My 10-year-old granddaughter went back to school this week scared. The fear she expressed wasn't a jumpy, screechy thing like her fear of bees, this sounded real.
I don't think any of us were aware of it until this week when her parents started to explain to her the school's arrangements for the children's return. She covered her ears and said, "I don't want to hear about it." When they pressed her for a reason, she said, "I'm scared."
Not many things in life hit you harder than a child's fear. It must be much worse when the fear is justified, but it is pretty hard to take when the risk to their age group has been exaggerated. I'd fondly imagined they were deaf to the public messages put out to reinforce lockdowns.
When we visited them they always seemed happy to be at home, playing games on digital devices for as long as they were allowed, and skating, cycling or shooting netball hoops in the yard. When they visited us they talked about all sorts of things as usual and never mentioned the virus.
They knew it was the reason they had been told it was not safe for them to be at school for the past three months. Now they were being told it is safe, but they shouldn't be too close to each other and the older ones must wear masks. It stands to reason they'd be nervous.
Happily we got a text after school on Wednesday to say our granddaughter had a "great day" so the teacher must have done a fine job that first day and she'll be fine. But it left me wondering how much trepidation there may be around the country, particularly now that we have a date for opening Auckland's gates.
Sydney and Melbourne are a few weeks ahead of us.
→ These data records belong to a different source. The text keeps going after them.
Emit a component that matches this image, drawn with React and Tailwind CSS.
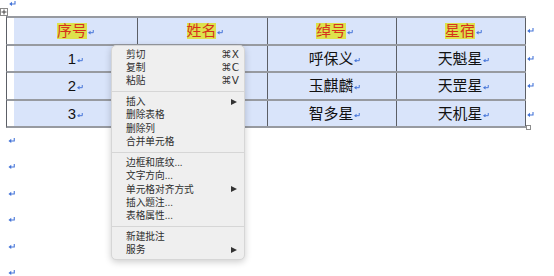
import React from "react";

const CJK = { fontFamily: "'Liberation Sans','Noto Sans CJK SC',sans-serif" };
const MENU_FONT = { fontFamily: "'Noto Sans CJK SC','Liberation Sans',sans-serif" };
const SC_FONT = { fontFamily: "'DejaVu Sans','Liberation Sans',sans-serif" };

function Mark({ w = 7, h = 5, className = "" }) {
  return (
    <svg width={w} height={h} viewBox="0 0 8 6" className={className} aria-hidden="true">
      <path d="M7 0 V3.6 H3" stroke="#4474d8" strokeWidth="1.3" fill="none" />
      <polygon points="0,3.6 3.4,1 3.4,6" fill="#4474d8" />
    </svg>
  );
}

function Arrow() {
  return (
    <svg width="6" height="6" viewBox="0 0 6 6" className="mr-[2px]" aria-hidden="true">
      <polygon points="0,0 6,3 0,6" fill="#333" />
    </svg>
  );
}

const header = ["序号", "姓名", "绰号", "星宿"];
const rows = [
  ["1", "", "呼保义", "天魁星"],
  ["2", "", "玉麒麟", "天罡星"],
  ["3", "", "智多星", "天机星"],
];
const widths = ["w-[131px]", "w-[130px]", "w-[129px]", "w-[129px]"];
const heights = ["h-[26px]", "h-[25px]", "h-[26px]", "h-[25px]"];

function Cell({ i, children }) {
  return (
    <div className={`${widths[i]} shrink-0 border-r border-[#5c5f66] h-full flex bg-white`}>
      <div
        className={`flex-1 h-full bg-[#d9e4fa] flex items-center justify-center ${
          i === 0 ? "ml-[7px]" : "pl-[5px]"
        }`}
      >
        {children}
      </div>
    </div>
  );
}

function Row({ idx, cells, head }) {
  const last = idx === 3;
  return (
    <div className="flex items-center">
      <div
        className={`flex w-[520px] border-l border-l-[#5c5f66] border-t-2 border-t-[#979aa0] ${
          last ? "border-b-2 border-b-[#979aa0]" : ""
        }`}
      >
        <div className={`flex ${heights[idx]}`}>
          {cells.map((c, i) => (
            <Cell key={i} i={i}>
              {c ? (
                head ? (
                  <span className="bg-[#dde24c] text-[#d6321c] text-[14.9px] leading-[16px]" style={CJK}>
                    {c}
                  </span>
                ) : (
                  <span className="text-[#111] text-[14.9px] leading-[16px]" style={CJK}>
                    {c}
                  </span>
                )
              ) : null}
              <Mark w={6} h={4.5} className="ml-[1px] mt-[3px]" />
            </Cell>
          ))}
        </div>
      </div>
      <Mark w={7} h={5} className="ml-[1px] mt-[1px]" />
    </div>
  );
}

const menuGroups = [
  [
    ["剪切", "⌘X"],
    ["复制", "⌘C"],
    ["粘贴", "⌘V"],
  ],
  [["插入", ">"], ["删除表格"], ["删除列"], ["合并单元格"]],
  [["边框和底纹..."], ["文字方向..."], ["单元格对齐方式", ">"], ["插入题注..."], ["表格属性..."]],
  [["新建批注"], ["服务", ">"]],
];

function Menu() {
  return (
    <div
      className="absolute left-[111px] top-[45px] w-[134px] bg-[#efefef] border border-[#d6d6d6] rounded-[5px] shadow-[0_2px_7px_rgba(0,0,0,0.2)] pt-[1.5px] pb-[2.5px] text-[#2e2e2e]"
      style={MENU_FONT}
    >
      {menuGroups.map((g, gi) => (
        <div key={gi}>
          {gi > 0 && (
            <div className="h-[7.3px] flex items-center">
              <div className="w-full h-px bg-[#d6d6d6]" />
            </div>
          )}
          {g.map(([label, extra], ii) => (
            <div key={ii} className="h-[13.4px] flex items-center justify-between pl-[14px] pr-[5px]">
              <span className="text-[9.7px] leading-[13.4px]">{label}</span>
              {extra === ">" ? (
                <Arrow />
              ) : extra ? (
                <span className="text-[10.5px] leading-[13.4px] text-[#333]" style={SC_FONT}>
                  {extra}
                </span>
              ) : null}
            </div>
          ))}
        </div>
      ))}
    </div>
  );
}

export default function App() {
  return (
    <div className="relative w-[554px] h-[276px] overflow-hidden bg-white">
      <div className="h-[15px]">
        <Mark w={7} h={5} className="ml-[9px] mt-[1px]" />
      </div>
      <div className="ml-[6px]">
        <Row idx={0} cells={header} head />
        {rows.map((r, i) => (
          <Row key={i} idx={i + 1} cells={r} />
        ))}
      </div>
      {[0, 1, 2, 3, 4, 5].map((k) => (
        <div key={k} className="h-[26.4px] pt-[10px]">
          <Mark w={7.5} h={5} className="ml-[7.5px]" />
        </div>
      ))}

      {/* table move handle */}
      <svg className="absolute left-0 top-[8px]" width="8" height="8" viewBox="0 0 8 8" aria-hidden="true">
        <rect x="0.5" y="0.5" width="7" height="7" fill="white" stroke="#8a8a8a" />
        <path d="M4 1.5 V6.5 M1.5 4 H6.5" stroke="#444" strokeWidth="1" />
      </svg>
      {/* table resize handle */}
      <div className="absolute left-[526px] top-[125px] w-[5px] h-[5px] border border-[#8d8d8d] bg-white" />

      <Menu />
    </div>
  );
}
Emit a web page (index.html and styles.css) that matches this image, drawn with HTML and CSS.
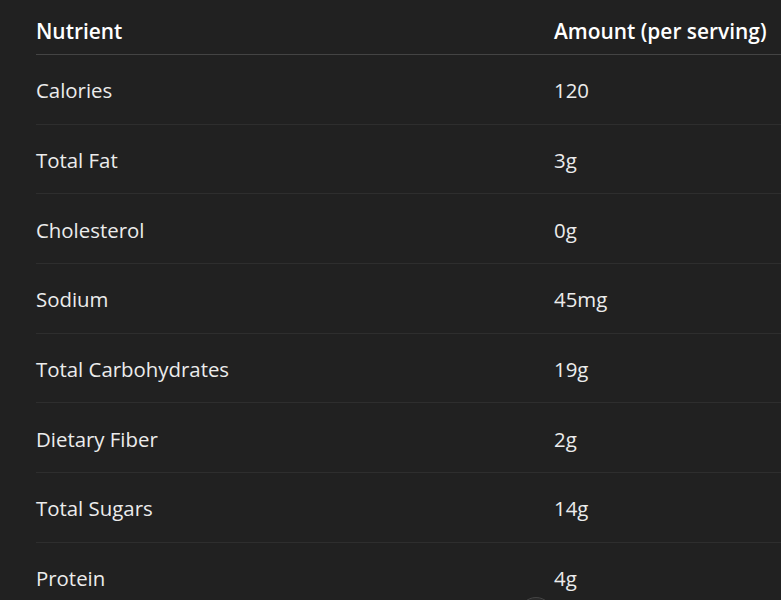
FILE: index.html
```html
<!DOCTYPE html>
<html lang="en">
<head>
<meta charset="utf-8">
<title>Nutrition</title>
<link rel="stylesheet" href="styles.css">
</head>
<body>
<div class="wrap">
  <table class="nutri">
    <thead>
      <tr><th class="c1">Nutrient</th><th>Amount (per serving)</th></tr>
    </thead>
    <tbody>
      <tr><td class="c1">Calories</td><td>120</td></tr>
      <tr><td class="c1">Total Fat</td><td>3g</td></tr>
      <tr><td class="c1">Cholesterol</td><td>0g</td></tr>
      <tr><td class="c1">Sodium</td><td>45mg</td></tr>
      <tr><td class="c1">Total Carbohydrates</td><td>19g</td></tr>
      <tr><td class="c1">Dietary Fiber</td><td>2g</td></tr>
      <tr><td class="c1">Total Sugars</td><td>14g</td></tr>
      <tr><td class="c1">Protein</td><td>4g</td></tr>
    </tbody>
  </table>
</div>
<div class="scroll-btn"></div>
</body>
</html>
```
FILE: styles.css
```css
html, body {
  margin: 0;
  padding: 0;
  background: #212121;
  height: 100%;
  overflow: hidden;
}
body {
  font-family: "Open Sans", "Noto Sans", sans-serif;
  color: #ececec;
  font-size: 20.4px;
}
.wrap {
  padding-left: 36px;
}
.nutri {
  border-collapse: collapse;
  width: 745px;
  table-layout: fixed;
}
.nutri th, .nutri td {
  text-align: left;
  padding: 0;
  line-height: 28px;
}
.nutri .c1 {
  width: 518px;
}
.nutri th {
  font-weight: 600;
  font-size: 20.9px;
  color: #ffffff;
  padding-top: 17px;
  padding-bottom: 9px;
  border-bottom: 1px solid #444444;
}
.nutri td {
  padding-top: 21.33px;
  padding-bottom: 19.33px;
  border-bottom: 1px solid #2e2e2e;
}
.scroll-btn {
  position: absolute;
  left: 519px;
  top: 597px;
  width: 32px;
  height: 32px;
  border-radius: 50%;
  background: #2a2a2a;
  border: 1px solid #444444;
}
```
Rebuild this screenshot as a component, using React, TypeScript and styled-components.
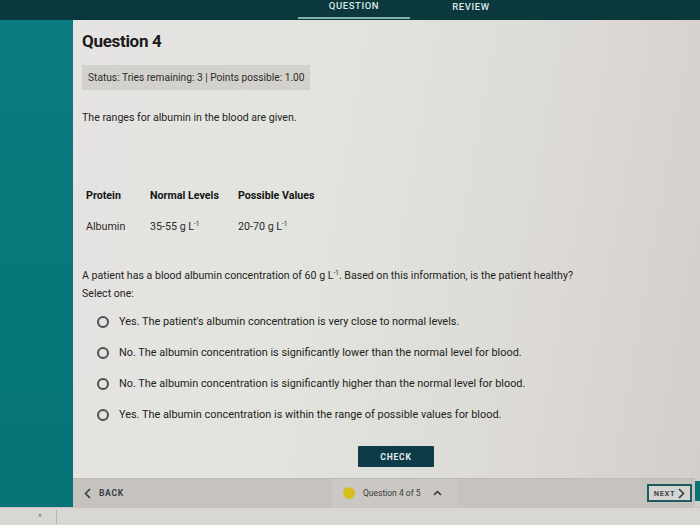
import React, { useState } from "react";
import styled, { createGlobalStyle } from "styled-components";

const GlobalStyle = createGlobalStyle`
  html, body {
    margin: 0;
    padding: 0;
    width: 700px;
    height: 525px;
    overflow: hidden;
    font-family: Roboto, "Liberation Sans", sans-serif;
    background: #d8d6d3;
  }
`;

const Screen = styled.div`
  display: grid;
  grid-template-rows: 20px 1fr 18px;
  width: 700px;
  height: 525px;
`;

const TopBar = styled.div`
  display: flex;
  align-items: flex-start;
  background: #0b383d;
  padding-left: 298px;
  overflow: hidden;
`;

const Tab = styled.div<{ $active?: boolean; $width: number }>`
  width: ${(p) => p.$width}px;
  height: 17px;
  display: flex;
  justify-content: center;
  align-items: flex-start;
  font-size: 9.5px;
  line-height: 11px;
  font-weight: 500;
  letter-spacing: 0.6px;
  color: #dfe8e8;
  border-bottom: ${(p) => (p.$active ? "2px solid #7fb3b0" : "none")};
  margin-top: ${(p) => (p.$active ? "0" : "1px")};
  margin-right: 26px;
`;

const Body = styled.div`
  display: grid;
  grid-template-columns: 73px 1fr;
  min-height: 0;
`;

const Sidebar = styled.div`
  background: linear-gradient(180deg, #0a7b7e 0%, #067477 100%);
`;

const Main = styled.div`
  display: grid;
  grid-template-rows: 1fr 29px;
  background: linear-gradient(100deg, #e6e3e3 0%, #e1e4dc 40%, #dcd9d5 75%, #d2ceca 100%);
  min-height: 0;
`;

const Content = styled.div`
  padding: 11px 0 0 9px;
  color: #1b1b1b;
`;

const Heading = styled.h1`
  margin: 0;
  font-size: 17px;
  font-weight: 700;
  line-height: 20px;
  letter-spacing: -0.3px;
`;

const Status = styled.div`
  margin-top: 14px;
  width: 228px;
  height: 25px;
  box-sizing: border-box;
  padding: 0 6px;
  display: flex;
  align-items: center;
  font-size: 10.2px;
  color: #2c2c2c;
  background: #d2d1cb;
  white-space: nowrap;
`;

const Text = styled.p<{ $top: number }>`
  margin: ${(p) => p.$top}px 0 0;
  font-size: 10.6px;
  line-height: 14px;
  color: #1e1e1e;
`;

const Table = styled.div`
  margin: 64px 0 0 4px;
  display: grid;
  grid-template-columns: 64px 88px 120px;
  row-gap: 18px;
  font-size: 10.7px;
`;

const Th = styled.div`
  font-weight: 700;
  color: #151515;
`;

const Td = styled.div`
  color: #2a2a2a;
`;

const Options = styled.div`
  margin: 14px 0 0 15px;
  display: flex;
  flex-direction: column;
  gap: 17px;
`;

const Option = styled.label`
  display: flex;
  align-items: center;
  gap: 10px;
  font-size: 10.9px;
  line-height: 14px;
  color: #222;
  cursor: pointer;
`;

const Radio = styled.span<{ $checked: boolean }>`
  width: 12px;
  height: 12px;
  box-sizing: border-box;
  border-radius: 50%;
  border: 2px solid #4f4f4f;
  background: ${(p) => (p.$checked ? "radial-gradient(#4f4f4f 35%, transparent 40%)" : "transparent")};
  flex-shrink: 0;
`;

const CheckButton = styled.button`
  margin: 24px 0 0 276px;
  width: 76px;
  height: 21px;
  border: none;
  border-radius: 1px;
  background: #0d3b49;
  color: #e8eef0;
  font-family: Roboto, "Liberation Sans", sans-serif;
  font-size: 8.5px;
  font-weight: 700;
  letter-spacing: 0.8px;
  cursor: pointer;
`;

const NavBar = styled.div`
  display: flex;
  align-items: center;
  background: #c6c3bf;
  border-top: 1px solid #bdbab6;
  margin-right: 5px;
  position: relative;
`;

const BackButton = styled.div`
  display: flex;
  align-items: center;
  gap: 8px;
  padding-left: 11px;
  width: 248px;
  font-size: 8.5px;
  font-weight: 700;
  letter-spacing: 0.7px;
  color: #35424a;
`;

const Progress = styled.div`
  display: flex;
  align-items: center;
  height: 100%;
  width: 126px;
  background: #cbc8c4;
  padding-left: 11px;
  box-sizing: border-box;
  font-size: 8.5px;
  color: #3a3a3a;
`;

const Dot = styled.span`
  width: 12px;
  height: 12px;
  border-radius: 50%;
  background: #d9be1c;
  margin-right: 8px;
`;

const Caret = styled.span`
  margin-left: 12px;
  display: flex;
`;

const NextButton = styled.div`
  margin-left: auto;
  margin-right: 3px;
  width: 45px;
  height: 18px;
  box-sizing: border-box;
  border: 2px solid #1f5a5e;
  display: flex;
  align-items: center;
  justify-content: center;
  gap: 3px;
  font-size: 7.5px;
  font-weight: 700;
  letter-spacing: 0.6px;
  color: #3b4a50;
  background: #d6d4d0;
`;

const EdgeStrip = styled.span`
  position: absolute;
  right: -5px;
  top: 2px;
  width: 5px;
  height: 20px;
  background: #0a7376;
`;

const Taskbar = styled.div`
  display: flex;
  align-items: center;
  background: #d9d7d4;
  border-top: 1px solid #c9c6c2;
  padding-left: 38px;
  font-size: 9px;
  color: #777;
`;

const Divider = styled.span`
  width: 1px;
  height: 14px;
  background: #b8b5b1;
  margin-left: 14px;
`;

const Sup = styled.sup`
  font-size: 6.5px;
  vertical-align: 4px;
  line-height: 0;
`;

const options = [
  "Yes. The patient's albumin concentration is very close to normal levels.",
  "No. The albumin concentration is significantly lower than the normal level for blood.",
  "No. The albumin concentration is significantly higher than the normal level for blood.",
  "Yes. The albumin concentration is within the range of possible values for blood.",
];

const ChevronLeft = () => (
  <svg width="7" height="11" viewBox="0 0 7 11">
    <path d="M6 1 L1.5 5.5 L6 10" fill="none" stroke="#2f3c44" strokeWidth="1.6" />
  </svg>
);

const ChevronRight = () => (
  <svg width="7" height="11" viewBox="0 0 7 11">
    <path d="M1 1 L5.5 5.5 L1 10" fill="none" stroke="#2f3c44" strokeWidth="1.6" />
  </svg>
);

const ChevronUp = () => (
  <svg width="9" height="6" viewBox="0 0 9 6">
    <path d="M1 5 L4.5 1.5 L8 5" fill="none" stroke="#333" strokeWidth="1.5" />
  </svg>
);

export default function App() {
  const [selected, setSelected] = useState<number | null>(null);

  return (
    <>
      <GlobalStyle />
      <Screen>
        <TopBar>
          <Tab $active $width={112}>QUESTION</Tab>
          <Tab $width={70}>REVIEW</Tab>
        </TopBar>
        <Body>
          <Sidebar />
          <Main>
            <Content>
              <Heading>Question 4</Heading>
              <Status>Status: Tries remaining: 3 | Points possible: 1.00</Status>
              <Text $top={21}>The ranges for albumin in the blood are given.</Text>
              <Table>
                <Th>Protein</Th>
                <Th>Normal Levels</Th>
                <Th>Possible Values</Th>
                <Td>Albumin</Td>
                <Td>
                  35-55 g L<Sup>-1</Sup>
                </Td>
                <Td>
                  20-70 g L<Sup>-1</Sup>
                </Td>
              </Table>
              <Text $top={36}>
                A patient has a blood albumin concentration of 60 g L<Sup>-1</Sup>. Based on this
                information, is the patient healthy?
              </Text>
              <Text $top={4}>Select one:</Text>
              <Options>
                {options.map((o, i) => (
                  <Option key={i} onClick={() => setSelected(i)}>
                    <Radio $checked={selected === i} />
                    {o}
                  </Option>
                ))}
              </Options>
              <CheckButton>CHECK</CheckButton>
            </Content>
            <NavBar>
              <BackButton>
                <ChevronLeft />
                BACK
              </BackButton>
              <Progress>
                <Dot />
                Question 4 of 5
                <Caret>
                  <ChevronUp />
                </Caret>
              </Progress>
              <NextButton>
                NEXT
                <ChevronRight />
              </NextButton>
              <EdgeStrip />
            </NavBar>
          </Main>
        </Body>
        <Taskbar>
          ^
          <Divider />
        </Taskbar>
      </Screen>
    </>
  );
}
When a Melbourne epidemiologist was asked on television here how governments should do about easing restrictions, he said, "Well the first thing to do is dial back the fear."
The fear in the messaging, I think he meant, for there is not much fear I hear from the public, here or there.
Jacinda Ardern and Ashley Bloomfield began dialling back the fear in their messages from the Beehive podium by suddenly highlighting hospitalisations rather than cases of infection and making it known that the vast majority of hospital cases were unvaccinated.
They have pointed out that younger people have made up a greater proportion of infections and hospitalisations this time because older people are more than 90 per cent vaccinated. And Dr Bloomfield has revealed that many of those in hospital with Covid-19 are not there primarily because of Covid-19.
It is now evident that despite the greater virulence of the Delta variant, it is putting little pressure on intensive care units and so far has caused fewer deaths than the original virus did in last year's outbreak.
All of this suggests the vaccine is highly effective against serious consequences of infection, and if anyone in the rest of the country is scared of Aucklanders coming for Christmas, there is a ready solution freely available for them. It's not even a "jab", it's more like a pinprick and they have just enough time left to get two of them before the roadblocks are removed.
But dialling back the fear in official messaging is easier than dialling it back in the media. The news is still focused on rising daily cases numbers and the ominous predictions of epidemiologists who would prefer that Auckland was still tightly locked down in pursuit of elimination.
It is hard to know how much this frightens the public. I keep telling myself I should be getting a little scared. The virus is spreading through Auckland at a rate of 100-200 or more newly detected cases a day. It can only be a matter of time before it reaches me.
Yet I know of no one near me who has had it, or who appears to know anyone in Auckland who has had it, which should not be surprising since the country's total infections from the onset of the pandemic number not much more than 8000 so far.
But that is about to change. Next month, when vaccinated Aucklanders are mingling in restaurants and bars again, and moving around the country, we're going to get to know Mr Covid more intimately. Nobody pretends vaccination prevents infection and transmission. Modelling of 90 per cent coverage produces over 400,000 cases a year.
I think I should be scared but I'm not, and nor is anyone else I know. I hope I can say the same this time next year.